* start EXCERPTED RECORDS *

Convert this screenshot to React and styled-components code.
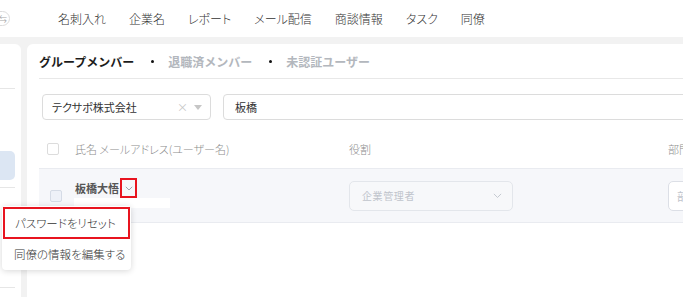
import React from 'react';
import styled, { createGlobalStyle } from 'styled-components';

const Global = createGlobalStyle`
  html, body {
    margin: 0;
    padding: 0;
    background: #f2f2f2;
    overflow: hidden;
  }
  body {
    font-family: "Noto Sans CJK JP", "Noto Sans", sans-serif;
    font-feature-settings: "palt";
    width: 683px;
    height: 297px;
  }
`;

const Header = styled.header`
  height: 37px;
  background: #ffffff;
  display: flex;
  align-items: center;
`;

const RoundButton = styled.div`
  width: 18px;
  height: 15px;
  margin-left: -8px;
  border: 1px solid #dcdcdc;
  border-radius: 9px;
  display: flex;
  align-items: center;
  justify-content: flex-end;
  padding-right: 2px;
  box-sizing: border-box;
  font-size: 8px;
  color: #aaa;
`;

const Nav = styled.nav`
  display: flex;
  gap: 23px;
  margin-left: 48px;
`;

const NavItem = styled.span`
  font-size: 12px;
  color: #333;
  font-weight: 300;
  white-space: nowrap;
`;

const Body = styled.div`
  display: flex;
  padding-top: 7px;
  gap: 6px;
  height: 253px;
`;

const Sidebar = styled.aside`
  width: 21px;
  flex-shrink: 0;
  background: #ffffff;
  border-radius: 0 6px 0 0;
  padding-right: 6px;
  box-sizing: border-box;
`;

const SideLine = styled.div`
  height: 1px;
  background: #e6e6e6;
  margin-top: ${(p) => p.$top}px;
`;

const SideSelected = styled.div`
  height: 29px;
  background: #dce6f3;
  border-radius: 0 5px 5px 0;
  margin-top: ${(p) => p.$top}px;
`;

const Card = styled.main`
  width: 720px;
  flex-shrink: 0;
  background: #ffffff;
  border-radius: 6px 6px 0 0;
  padding-left: 12px;
  box-sizing: border-box;
`;

const Tabs = styled.div`
  display: flex;
  align-items: center;
  height: 35px;
  border-bottom: 1px solid #e8e8e8;
  padding-top: 1px;
  box-sizing: border-box;
`;

const Tab = styled.span`
  font-size: 12px;
  font-weight: 700;
  font-feature-settings: normal;
  color: ${(p) => (p.$active ? '#1c1c1c' : '#b3b7bd')};
  white-space: nowrap;
`;

const Dot = styled.span`
  width: 3px;
  height: 3px;
  border-radius: 50%;
  background: #111;
  margin: 0 14px 0 17px;
`;

const Filters = styled.div`
  display: flex;
  gap: 12px;
  margin-top: 15px;
  padding-left: 3px;
`;

const Select = styled.div`
  width: 169px;
  height: 26px;
  box-sizing: border-box;
  border: 1px solid #dcdcdc;
  border-radius: 4px;
  display: flex;
  align-items: center;
  padding: 0 8px 0 9px;
  font-size: 11px;
  color: #333;
`;

const Grow = styled.span`
  flex: 1;
  white-space: nowrap;
`;

const Clear = styled.span`
  color: #c6c6c6;
  font-size: 11px;
  margin-right: 6px;
`;

const Caret = styled.span`
  width: 0;
  height: 0;
  border-left: 4px solid transparent;
  border-right: 4px solid transparent;
  border-top: 5px solid #c6c6c6;
`;

const Search = styled.div`
  width: 520px;
  height: 26px;
  box-sizing: border-box;
  border: 1px solid #dcdcdc;
  border-radius: 4px;
  display: flex;
  align-items: center;
  padding-left: 11px;
  font-size: 11px;
  color: #333;
`;

const Row = styled.div`
  display: grid;
  grid-template-columns: 310px 319px 1fr;
  align-items: center;
  height: ${(p) => p.$h}px;
  background: ${(p) => (p.$shaded ? '#f6f7fa' : '#ffffff')};
  border-top: ${(p) => (p.$shaded ? '1px solid #e9ebf0' : 'none')};
  border-bottom: ${(p) => (p.$shaded ? '1px solid #e9ebf0' : 'none')};
  box-sizing: border-box;
  margin-top: ${(p) => p.$mt || 0}px;
`;

const NameCell = styled.div`
  display: flex;
  align-items: center;
  padding-left: ${(p) => p.$pl}px;
`;

const Check = styled.span`
  width: 10px;
  height: 10px;
  border: 1px solid ${(p) => (p.$filled ? '#d5dbe6' : '#dcdcdc')};
  background: ${(p) => (p.$filled ? '#eef1f8' : '#fff')};
  border-radius: 2px;
  flex-shrink: 0;
  margin-right: ${(p) => p.$mr}px;
`;

const HeadText = styled.span`
  font-size: 11px;
  color: #8c8c8c;
  font-weight: 300;
  white-space: nowrap;
`;

const NameBlock = styled.div`
  display: flex;
  flex-direction: column;
  margin-top: -5px;
`;

const NameLine = styled.div`
  display: flex;
  align-items: center;
  height: 20px;
`;

const Name = styled.span`
  font-size: 11px;
  font-weight: 700;
  color: #555;
`;

const ChevronBox = styled.span`
  width: 17px;
  height: 20px;
  box-sizing: border-box;
  border: 2px solid #e8141f;
  margin-left: 1px;
  display: flex;
  align-items: center;
  justify-content: center;
`;

const EmailBar = styled.div`
  width: 96px;
  height: 10px;
  background: #ffffff;
  margin-left: -1px;
`;

const RoleSelect = styled.div`
  width: 164px;
  height: 30px;
  box-sizing: border-box;
  border: 1px solid #e3e6eb;
  border-radius: 5px;
  background: #f7f8fa;
  display: flex;
  align-items: center;
  padding: 0 10px 0 12px;
  font-size: 10px;
  color: #c0c4cc;
  letter-spacing: 0.6px;
`;

const DeptInput = styled.div`
  width: 80px;
  height: 30px;
  box-sizing: border-box;
  border: 1px solid #dcdfe6;
  border-radius: 5px;
  background: #fff;
  display: flex;
  align-items: center;
  padding-left: 8px;
  font-size: 11px;
  color: #c0c4cc;
`;

const Menu = styled.div`
  position: absolute;
  left: 2px;
  top: 206px;
  width: 129px;
  height: 64px;
  background: #ffffff;
  border-radius: 4px;
  box-shadow: 0 1px 6px rgba(0, 0, 0, 0.16);
  padding-top: 1px;
  box-sizing: border-box;
  z-index: 5;
`;

const MenuItem = styled.div`
  height: ${(p) => (p.$marked ? 32 : 29)}px;
  margin: ${(p) => (p.$marked ? '0 1px' : '0')};
  border: ${(p) => (p.$marked ? '2px solid #e8141f' : 'none')};
  box-sizing: border-box;
  display: flex;
  align-items: center;
  padding-left: ${(p) => (p.$marked ? 10 : 12)}px;
  font-size: 11.5px;
  color: #333;
  font-weight: 300;
  white-space: nowrap;
`;

const Chevron = ({ size = 8, color = '#8a8f99' }) => (
  <svg width={size} height={size * 0.6} viewBox="0 0 10 6" fill="none">
    <path d="M1 1l4 4 4-4" stroke={color} strokeWidth="1" />
  </svg>
);

const navItems = ['名刺入れ', '企業名', 'レポート', 'メール配信', '商談情報', 'タスク', '同僚'];

export default function App() {
  return (
    <>
      <Global />
      <Header>
        <RoundButton>⇆</RoundButton>
        <Nav>
          {navItems.map((n) => (
            <NavItem key={n}>{n}</NavItem>
          ))}
        </Nav>
      </Header>
      <Body>
        <Sidebar>
          <SideLine $top={44} />
          <SideSelected $top={62} />
          <SideLine $top={7} />
          <SideLine $top={99} />
        </Sidebar>
        <Card>
          <Tabs>
            <Tab $active>グループメンバー</Tab>
            <Dot />
            <Tab>退職済メンバー</Tab>
            <Dot />
            <Tab>未認証ユーザー</Tab>
          </Tabs>
          <Filters>
            <Select>
              <Grow>テクサポ株式会社</Grow>
              <Clear>×</Clear>
              <Caret />
            </Select>
            <Search>板橋</Search>
          </Filters>
          <Row $h={38} $mt={10}>
            <NameCell $pl={8}>
              <Check $mr={16} />
              <HeadText>氏名 メールアドレス(ユーザー名)</HeadText>
            </NameCell>
            <HeadText>役割</HeadText>
            <HeadText>部門</HeadText>
          </Row>
          <Row $h={55} $shaded>
            <NameCell $pl={11}>
              <Check $filled $mr={13} />
              <NameBlock>
                <NameLine>
                  <Name>板橋大悟</Name>
                  <ChevronBox>
                    <Chevron />
                  </ChevronBox>
                </NameLine>
                <EmailBar />
              </NameBlock>
            </NameCell>
            <RoleSelect>
              <Grow>企業管理者</Grow>
              <Chevron size={9} color="#c0c4cc" />
            </RoleSelect>
            <DeptInput>部門</DeptInput>
          </Row>
        </Card>
      </Body>
      <Menu>
        <MenuItem $marked>パスワードをリセット</MenuItem>
        <MenuItem>同僚の情報を編集する</MenuItem>
      </Menu>
    </>
  );
}
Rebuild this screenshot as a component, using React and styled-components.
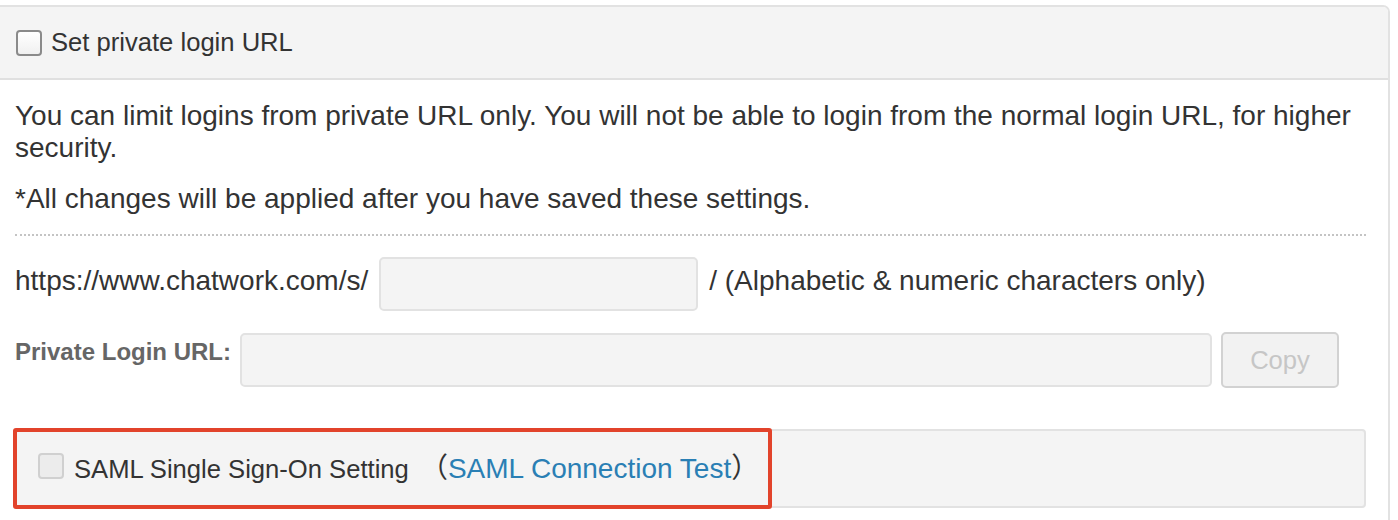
import React from "react";
import styled, { createGlobalStyle } from "styled-components";

const GlobalStyle = createGlobalStyle`
  html, body {
    margin: 0;
    padding: 0;
    background: #fff;
  }
  body {
    font-family: "Liberation Sans", Arial, "Noto Sans CJK JP", sans-serif;
    color: #333;
  }
`;

const Page = styled.div`
  padding: 5px 8px 0 0;
  overflow: hidden;
  height: 520px;
  box-sizing: border-box;
`;

const Panel = styled.section`
  margin-left: -4px;
  border: 2px solid #e2e2e2;
  border-bottom: none;
  border-radius: 0 7px 0 0;
  height: 560px;
`;

const PanelHeader = styled.label`
  display: flex;
  align-items: center;
  gap: 9px;
  height: 71px;
  padding-left: 18px;
  background: #f4f4f4;
  border-bottom: 2px solid #e0e0e0;
  border-radius: 0 5px 0 0;
  font-size: 25.6px;
  color: #333;
`;

const Box = styled.span`
  flex: none;
  width: 22px;
  height: 22px;
  border-radius: 4px;
  border: 2px solid ${(p) => (p.$muted ? "#d0d0d0" : "#8a8a8a")};
  background: ${(p) =>
    p.$muted ? "#ececec" : "linear-gradient(#ffffff, #f0f0f0)"};
`;

const Body = styled.div`
  padding: 20px 22px 0 17px;
`;

const Text = styled.p`
  margin: 0 0 ${(p) => p.$gap || 0}px;
  font-size: 28px;
  line-height: 32px;
  color: #333;
`;

const Dotted = styled.hr`
  margin: 0;
  border: none;
  border-top: 2px dotted #c4c4c4;
`;

const Row = styled.div`
  display: flex;
  align-items: center;
  gap: ${(p) => p.$gap || 10}px;
  margin-top: ${(p) => p.$top || 0}px;
  font-size: 28px;
  color: #333;
`;

const RowText = styled.span`
  margin-bottom: 6px;
`;

const Field = styled.div`
  flex: ${(p) => (p.$grow ? 1 : "none")};
  width: ${(p) => (p.$width ? `${p.$width}px` : "auto")};
  height: ${(p) => p.$height || 54}px;
  box-sizing: border-box;
  background: #f4f4f4;
  border: 2px solid #e2e2e2;
  border-radius: 5px;
`;

const Label = styled.span`
  margin-bottom: 16px;
  font-size: 24px;
  font-weight: bold;
  color: #666;
`;

const CopyButton = styled.button`
  flex: none;
  width: 118px;
  height: 56px;
  margin-right: 27px;
  background: #f2f2f2;
  border: 2px solid #d2d2d2;
  border-radius: 5px;
  font-family: inherit;
  font-size: 25.6px;
  color: #c6c6c6;
`;

const SamlWrap = styled.div`
  position: relative;
  margin-top: 41px;
`;

const SamlBox = styled.label`
  display: flex;
  align-items: center;
  gap: 10px;
  height: 79px;
  box-sizing: border-box;
  padding: 0 0 6px 21px;
  background: #f4f4f4;
  border: 2px solid #e2e2e2;
  border-radius: 4px;
  font-size: 25.6px;
  color: #333;
`;

const Paren = styled.span`
  margin-left: ${(p) => p.$left || 0}px;
  font-family: "Noto Sans CJK JP", sans-serif;
  font-size: 28px;
  color: #333;
`;

const Link = styled.a`
  font-size: 28px;
  color: #2a7fb4;
  text-decoration: none;
`;

const Highlight = styled.div`
  position: absolute;
  left: -2px;
  top: -1px;
  width: 759px;
  height: 81px;
  box-sizing: border-box;
  border: 4px solid #e2432b;
  border-radius: 3px;
  pointer-events: none;
`;

export default function App() {
  return (
    <>
      <GlobalStyle />
      <Page>
        <Panel>
          <PanelHeader>
            <Box />
            Set private login URL
          </PanelHeader>
          <Body>
            <Text $gap={19}>
              You can limit logins from private URL only. You will not be able
              to login from the normal login URL, for higher security.
            </Text>
            <Text $gap={19}>
              *All changes will be applied after you have saved these settings.
            </Text>
            <Dotted />
            <Row $top={21} $gap={11}>
              <RowText>https://www.chatwork.com/s/</RowText>
              <Field $width={319} />
              <RowText>/ (Alphabetic &amp; numeric characters only)</RowText>
            </Row>
            <Row $top={21} $gap={9}>
              <Label>Private Login URL:</Label>
              <Field $grow $height={54} />
              <CopyButton type="button">Copy</CopyButton>
            </Row>
            <SamlWrap>
              <SamlBox>
                <Box $muted />
                <span>
                  SAML Single Sign-On Setting <Paren $left={4}>（</Paren>
                  <Link href="#saml-test">SAML Connection Test</Link>
                  <Paren>）</Paren>
                </span>
              </SamlBox>
              <Highlight />
            </SamlWrap>
          </Body>
        </Panel>
      </Page>
    </>
  );
}
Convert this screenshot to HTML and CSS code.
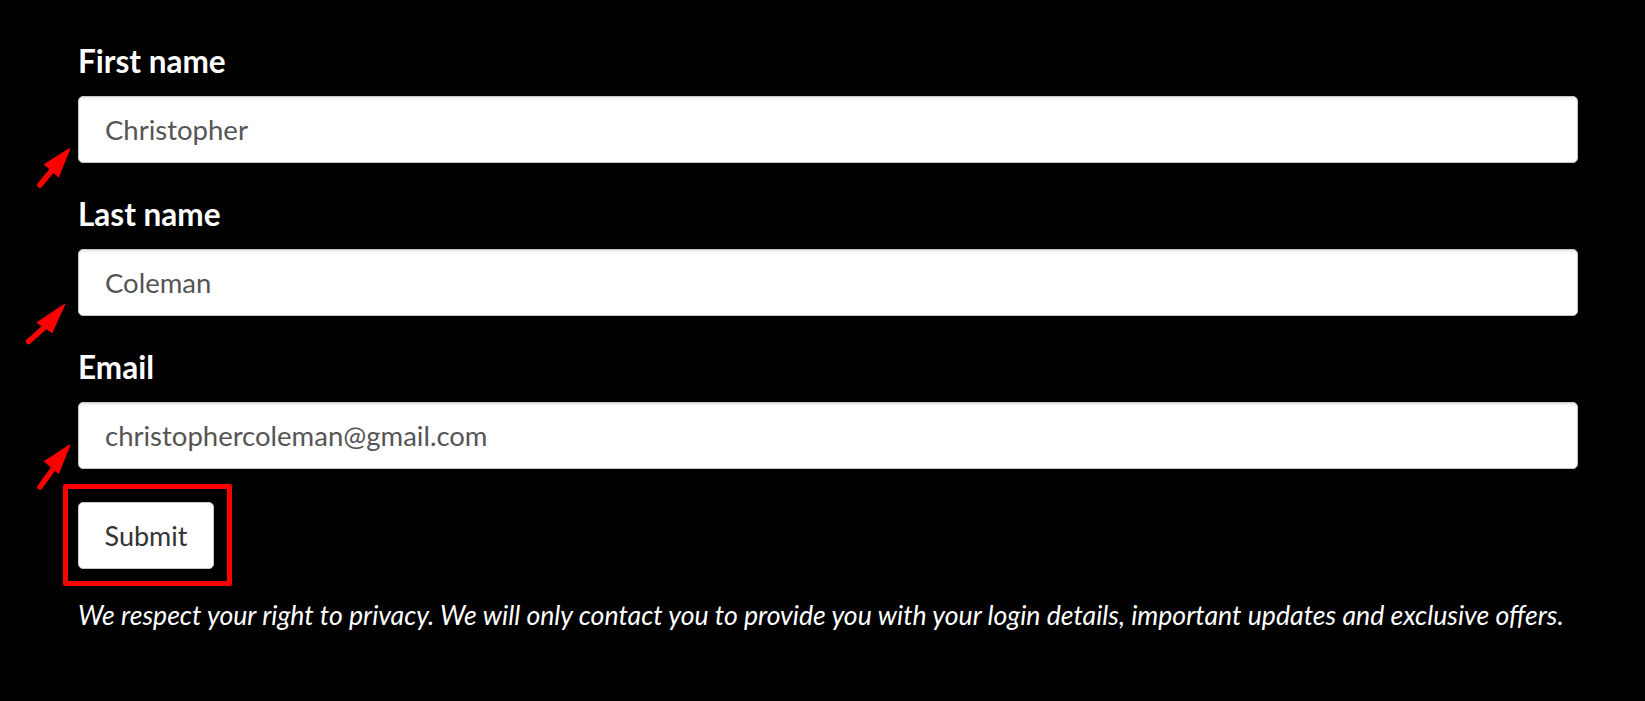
FILE: index.html
```html
<!DOCTYPE html>
<html lang="en">
<head>
<meta charset="utf-8">
<title>Sign up form</title>
<link rel="stylesheet" href="styles.css">
</head>
<body>
<main class="page">
  <form class="form">
    <div class="field">
      <label class="label" for="first">First name</label>
      <input class="input" id="first" type="text" value="Christopher">
    </div>
    <div class="field">
      <label class="label" for="last">Last name</label>
      <input class="input" id="last" type="text" value="Coleman">
    </div>
    <div class="field">
      <label class="label" for="email">Email</label>
      <input class="input" id="email" type="text" value="christophercoleman@gmail.com">
    </div>
    <div class="actions">
      <button class="button" type="button">Submit</button>
    </div>
    <p class="privacy">We respect your right to privacy. We will only contact you to provide you with your login details, important updates and exclusive offers.</p>
  </form>

  <svg class="annotations" viewBox="0 0 1645 701" width="1645" height="701" aria-hidden="true">
    <g fill="#ff0000" stroke="#ff0000" stroke-linecap="round" stroke-linejoin="round">
      <line x1="40" y1="185" x2="53" y2="169" stroke-width="5.5"/>
      <polygon points="69.5,149 45,164.5 58.5,176.5" stroke-width="1.5"/>
      <line x1="28.5" y1="341.5" x2="46" y2="326" stroke-width="5.5"/>
      <polygon points="64.5,304.5 37.5,322.5 52,332" stroke-width="1.5"/>
      <line x1="40" y1="487" x2="53" y2="469" stroke-width="5.5"/>
      <polygon points="69.5,445.5 45,461.5 58.5,473" stroke-width="1.5"/>
    </g>
  </svg>
  <div class="highlight"></div>
</main>
</body>
</html>
```

FILE: styles.css
```css
html, body {
  margin: 0;
  padding: 0;
  background: #000;
}

body {
  font-family: "Lato", "Open Sans", "Liberation Sans", sans-serif;
  color: #fff;
}

.page {
  position: relative;
  width: 1645px;
  height: 701px;
  overflow: hidden;
}

.form {
  display: flex;
  flex-direction: column;
  padding: 43px 0 0 78px;
  width: 1500px;
}

.field {
  display: flex;
  flex-direction: column;
  gap: 17px;
  margin-bottom: 33px;
}

.field:last-of-type {
  margin-bottom: 32px;
}

.label {
  font-size: 31.5px;
  font-weight: 700;
  line-height: 36px;
  color: #fff;
}

.input {
  box-sizing: border-box;
  width: 100%;
  height: 67px;
  margin: 0;
  padding: 0 26px;
  border: 1px solid #c6c6c6;
  border-radius: 5px;
  background: #fff;
  box-shadow: inset 0 2px 2px rgba(0, 0, 0, 0.08);
  font-family: inherit;
  font-size: 27.5px;
  color: #555;
  outline: none;
}

.actions {
  display: flex;
}

.button {
  box-sizing: border-box;
  width: 136px;
  height: 67px;
  margin: 0;
  padding: 0;
  border: 1px solid #c6c6c6;
  border-radius: 5px;
  background: #fff;
  font-family: inherit;
  font-size: 27px;
  color: #333;
}

.privacy {
  margin: 30px 0 0;
  font-size: 26.65px;
  line-height: 32px;
  font-style: italic;
  color: #fff;
  white-space: nowrap;
}

.annotations {
  position: absolute;
  left: 0;
  top: 0;
  pointer-events: none;
}

.highlight {
  position: absolute;
  left: 63px;
  top: 484px;
  box-sizing: border-box;
  width: 169px;
  height: 102px;
  border: 5.5px solid #ff0000;
  border-radius: 2px;
}
```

* end EXCERPTED RECORDS *

→ **DIRECTIONS FOR THIS TASK**
Gather every line from the entries above where the word "Convert" appears, and copy them.

→ **EXERCISE ANSWER**
Convert this screenshot to React and styled-components code.
Convert this screenshot to HTML and CSS code.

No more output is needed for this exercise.